The girls wanted to visit media companies, so Kavindya reached out to media companies.

“The Microsoft Office Sri Lanka will be hosting the girls and next week we’ll be taking them to a Youtube creator space. They will learn how to use high-tech cameras and lighting.”

They also asked for things that weren’t in the original framework, but that was okay because Kavindya was happy for the framework to be flexible.

“They wanted a self-defence workshop, so we planned to schedule that next month. And they told us about the kinds of speakers they want to bring in, so we changed the workshop focus according to what they wanted it to look like.”

Ask again

The first Inspire Lab cohort started in February 2017, so the following July, the Without Borders team checked in with them.

“We did another mid-workshop review and asked them what has worked so far, what did you not like, what are the future workshops that you want to see.”

This was useful because it allowed the team to get some feedback on how the programme is working. And there was another, unexpected change in the girls, that became more apparent when they were asked for their views a second time.

“During the first workshop they were very silent and we had to really force answers out of them,” says Kavindya, “because that’s what the culture here is like. You’re taught to accept the result and be very ladylike.”

Woman talking with screen displaying advice on digital literacy

Inspire Lab workshop on digital literacy

But after a few months, the Inspire Lab girls had found their voices.
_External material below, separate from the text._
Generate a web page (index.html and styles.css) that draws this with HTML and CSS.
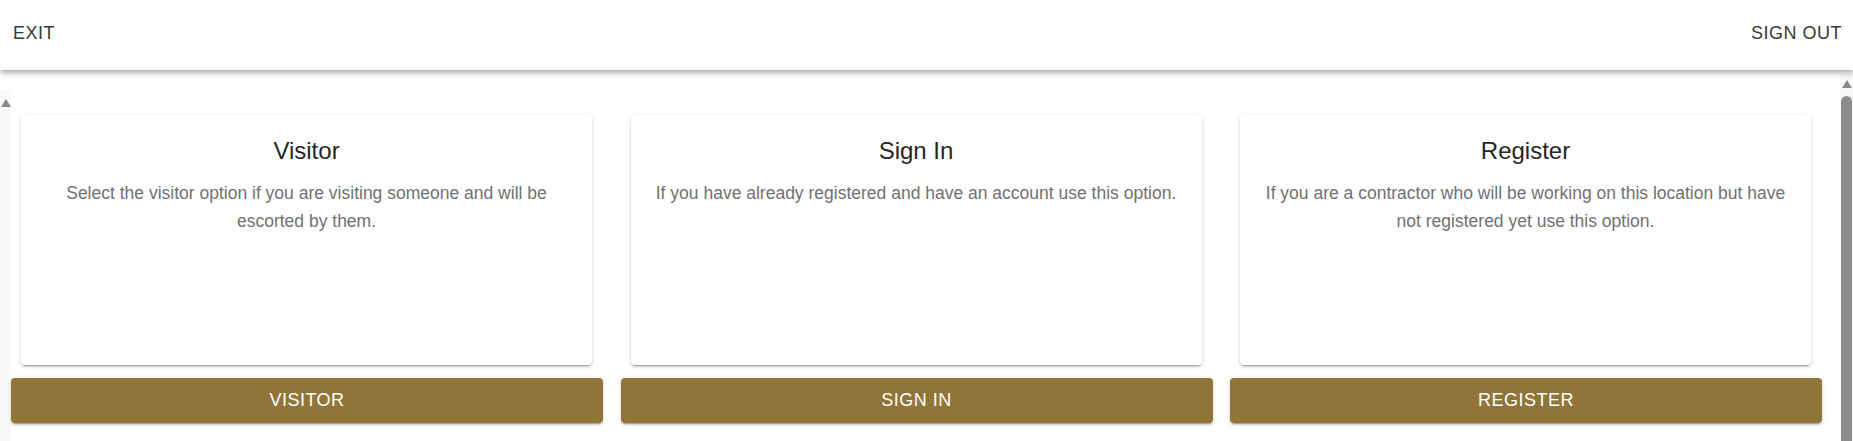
FILE: index.html
```html
<!DOCTYPE html>
<html lang="en">
<head>
<meta charset="utf-8">
<title>Kiosk</title>
<link rel="stylesheet" href="styles.css">
</head>
<body>
<header class="topbar">
  <button class="textbtn">Exit</button>
  <button class="textbtn">Sign Out</button>
</header>
<div class="main">
  <div class="leftstrip"><span class="arrow"></span></div>
  <div class="content">
    <div class="col">
      <div class="card">
        <h2 class="card-title">Visitor</h2>
        <p class="card-text">Select the visitor option if you are visiting someone and will be escorted by them.</p>
      </div>
      <button class="action">Visitor</button>
    </div>
    <div class="col">
      <div class="card">
        <h2 class="card-title">Sign In</h2>
        <p class="card-text">If you have already registered and have an account use this option.</p>
      </div>
      <button class="action">Sign In</button>
    </div>
    <div class="col">
      <div class="card">
        <h2 class="card-title">Register</h2>
        <p class="card-text">If you are a contractor who will be working on this location but have not registered yet use this option.</p>
      </div>
      <button class="action">Register</button>
    </div>
  </div>
  <div class="scrollbar"><span class="arrow"></span><span class="thumb"></span></div>
</div>
</body>
</html>
```
FILE: styles.css
```css
html, body {
  margin: 0;
  padding: 0;
  height: 100%;
  overflow: hidden;
}
body {
  background: #ffffff;
  font-family: "Liberation Sans", Arial, sans-serif;
  display: flex;
  flex-direction: column;
}
.topbar {
  height: 70px;
  flex: none;
  background: #fff;
  display: flex;
  align-items: center;
  justify-content: space-between;
  padding: 0 3px 4px 5px;
  box-sizing: border-box;
  box-shadow: 0 2px 4px -1px rgba(0,0,0,0.2), 0 4px 5px 0 rgba(0,0,0,0.14), 0 1px 10px 0 rgba(0,0,0,0.12);
  position: relative;
  z-index: 2;
}
.textbtn {
  background: none;
  border: 0;
  font-family: "Liberation Sans", Arial, sans-serif;
  font-size: 18px;
  letter-spacing: 0.5px;
  text-transform: uppercase;
  color: #383838;
  padding: 6px 8px;
  line-height: 20px;
}
.main {
  flex: 1;
  display: flex;
  min-height: 0;
}
.leftstrip {
  width: 11px;
  flex: none;
  margin-top: 20px;
  background: #f9f9f9;
  display: flex;
  flex-direction: column;
  align-items: center;
  padding-top: 9px;
  box-sizing: border-box;
}
.arrow {
  width: 0;
  height: 0;
  border-left: 5px solid transparent;
  border-right: 5px solid transparent;
  border-bottom: 8px solid #8a8a8a;
}
.content {
  flex: 1;
  display: grid;
  grid-template-columns: 1fr 1fr 1fr;
  column-gap: 17.5px;
  padding: 45px 18px 0 0;
  align-content: start;
}
.col {
  display: flex;
  flex-direction: column;
}
.card {
  margin: 0 11px 0 10px;
  height: 250px;
  box-sizing: border-box;
  background: #fff;
  border-radius: 4px;
  padding: 20px 19px;
  text-align: center;
  box-shadow: 0 3px 1px -2px rgba(0,0,0,0.2), 0 2px 2px 0 rgba(0,0,0,0.14), 0 1px 5px 0 rgba(0,0,0,0.12);
}
.card-title {
  margin: 0 0 12px;
  font-size: 24px;
  font-weight: 400;
  line-height: 32px;
  color: #262626;
}
.card-text {
  margin: 0;
  font-size: 17.5px;
  line-height: 28px;
  color: #717171;
}
.action {
  margin-top: 13px;
  height: 45px;
  border: 0;
  border-radius: 4px;
  background: #917538;
  color: #fff;
  font-family: "Liberation Sans", Arial, sans-serif;
  font-size: 18px;
  letter-spacing: 0.5px;
  text-transform: uppercase;
  box-shadow: 0 3px 1px -2px rgba(0,0,0,0.2), 0 2px 2px 0 rgba(0,0,0,0.14), 0 1px 5px 0 rgba(0,0,0,0.12);
  padding: 0;
}
.scrollbar {
  width: 13px;
  flex: none;
  margin-top: 3px;
  background: #f9f9f9;
  display: flex;
  flex-direction: column;
  align-items: center;
  padding-top: 7px;
  box-sizing: border-box;
}
.thumb {
  margin-top: 8px;
  width: 11px;
  flex: 1;
  background: #8c8c8c;
  border-radius: 6px 6px 0 0;
}
```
“Compared to the first workshop the girls were really critical, really expressing themselves. They were like, ‘Oh we didn’t like this facilitator, we didn’t like the focus. We really liked the one on sex education but we also want to cover these areas.’ And I was like, this is great!” says Kavindya.
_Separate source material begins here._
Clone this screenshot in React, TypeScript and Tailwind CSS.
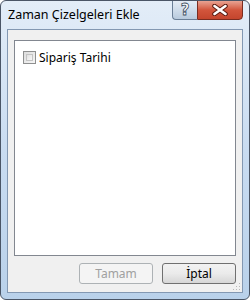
export default function App() {
  return (
    <div
      className="w-[250px] h-[300px] flex flex-col rounded-[6px] border border-[#4a5566] bg-gradient-to-b from-[#e3edf8] via-[#c9dcf1] to-[#b9d1ea] overflow-hidden"
      style={{ fontFamily: '"Noto Sans", "Liberation Sans", sans-serif' }}
    >
      {/* title bar */}
      <div className="h-[28px] flex items-start justify-between">
        <div className="pl-[7px] pt-[6px] text-[12.5px] leading-[16px] text-black">Zaman Çizelgeleri Ekle</div>
        <div className="flex mr-[6px] -mt-px">
          <div className="w-[25px] h-[20px] flex items-center justify-center rounded-bl-[4px] border border-[#6a7e96] border-r-0 bg-gradient-to-b from-[#e4ecf5] via-[#cfdcea] to-[#b8cadd]">
            <span
              className="text-[15px] leading-none font-bold text-white"
              style={{ fontFamily: '"DejaVu Sans", sans-serif', WebkitTextStroke: "0.8px #3d4c5e" }}
            >
              ?
            </span>
          </div>
          <div className="w-[46px] h-[20px] flex items-center justify-center rounded-br-[4px] border border-[#7a2c20] bg-gradient-to-b from-[#e8a393] via-[#d2553c] to-[#c4452d]">
            <svg width="16" height="12" viewBox="0 0 16 12">
              <path d="M2.5 2 L13.5 10 M13.5 2 L2.5 10" stroke="#5a1c12" strokeWidth="4.6" strokeLinecap="round" />
              <path d="M2.5 2 L13.5 10 M13.5 2 L2.5 10" stroke="#ffffff" strokeWidth="2.6" strokeLinecap="round" />
            </svg>
          </div>
        </div>
      </div>

      {/* client area */}
      <div className="relative mx-[6px] h-[264px] border border-[#8398b2] bg-[#f0f0f0] flex flex-col px-[6px] pt-[10px] pb-[8px]">
        <div className="h-[216px] border border-[#828790] bg-white px-[8px] pt-[9px]">
          <div className="flex items-center gap-[3px]">
            <div className="w-[13px] h-[13px] border border-[#8e8f8f] bg-gradient-to-br from-[#dcdcdc] to-[#f6f6f6] p-[2px]">
              <div className="w-full h-full border border-[#c4c4c4] bg-gradient-to-br from-[#e0e0e0] to-[#f8f8f8]" />
            </div>
            <span className="text-[12px] leading-[15px] text-black">Sipariş Tarihi</span>
          </div>
        </div>
        <div className="flex-1" />
        <div className="flex justify-end gap-[9px]">
          <div className="w-[74px] h-[21px] rounded-[3px] border border-[#adb2b5] bg-[#f4f4f4] flex items-center justify-center text-[12px] text-[#a0a0a0]">
            Tamam
          </div>
          <div className="w-[74px] h-[21px] rounded-[3px] border border-[#707070] bg-gradient-to-b from-[#f2f2f2] via-[#ebebeb] to-[#d6d6d6] flex items-center justify-center text-[12px] text-black">
            İptal
          </div>
        </div>
        {/* resize grip */}
        <svg className="absolute right-[1px] bottom-[1px]" width="8" height="8" viewBox="0 0 8 8">
          <rect x="6" y="0" width="1" height="1" fill="#b8b8b8" />
          <rect x="3" y="3" width="1" height="1" fill="#b8b8b8" />
          <rect x="6" y="3" width="1" height="1" fill="#b8b8b8" />
          <rect x="0" y="6" width="1" height="1" fill="#b8b8b8" />
          <rect x="3" y="6" width="1" height="1" fill="#b8b8b8" />
          <rect x="6" y="6" width="1" height="1" fill="#b8b8b8" />
        </svg>
      </div>
    </div>
  );
}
“The girls were providing great feedback. And it’s just been life changing and the girls change by the day.”

Build confidence

To illustrate how the girls have changed, and become more analytical and confident, Kavindya shares a story from a session on staying safe online.

“We did this little activity where we gave the girls a controversial statement and asked them to debate about it. So we divided the room into three areas. We had ‘yes’, ‘no’ or ‘neutral’. And the girls had to kind of shift between these three areas and convince other people to join their area.”

The girls were given statements about gender roles in the family and issues like divorce.

“So, there’s this huge wave of revenge porn in Sri Lanka,” says Kavindya, “where there have been so many nude photographs of actresses being released onto the web. It’s been really tragic. So we asked them, whose fault is it?”

Kavindya describes the session. Most of the girls flocking to the same area of the room at the beginning, convinced that it was the actresses’ fault if their pictures were online. Most of them agreed, “Before giving a photograph to anyone, she needs to know how girls should behave in our society.”

The Without Borders team didn’t intervene, they just observed.

“It was so interesting how by the end of five minutes, everyone had shifted to say, no I realise actually it’s not the girl’s fault, she’s a victim here. They themselves argued and they formed their own opinions and realised and shifted towards a completely different spectrum.”

The first cohort isn’t even halfway through their Inspire Lab year, but already the girls are changing.

“One of the main changes I’ve seen is they’re beginning to form their own opinions about issues, and be able to speak up and defend those opinions,” says Kavindya. “It’s just been really nice to see them having that confidence. That’s been really encouraging.”

And, as with all the best projects, the benefits go both ways.

“It’s nice to see them building such a beautiful relationship with us. We’re not just teaching them, we’re learning from them too.”

Kavindya Thennakoon

"It’s just been life changing and the girls change by the day.”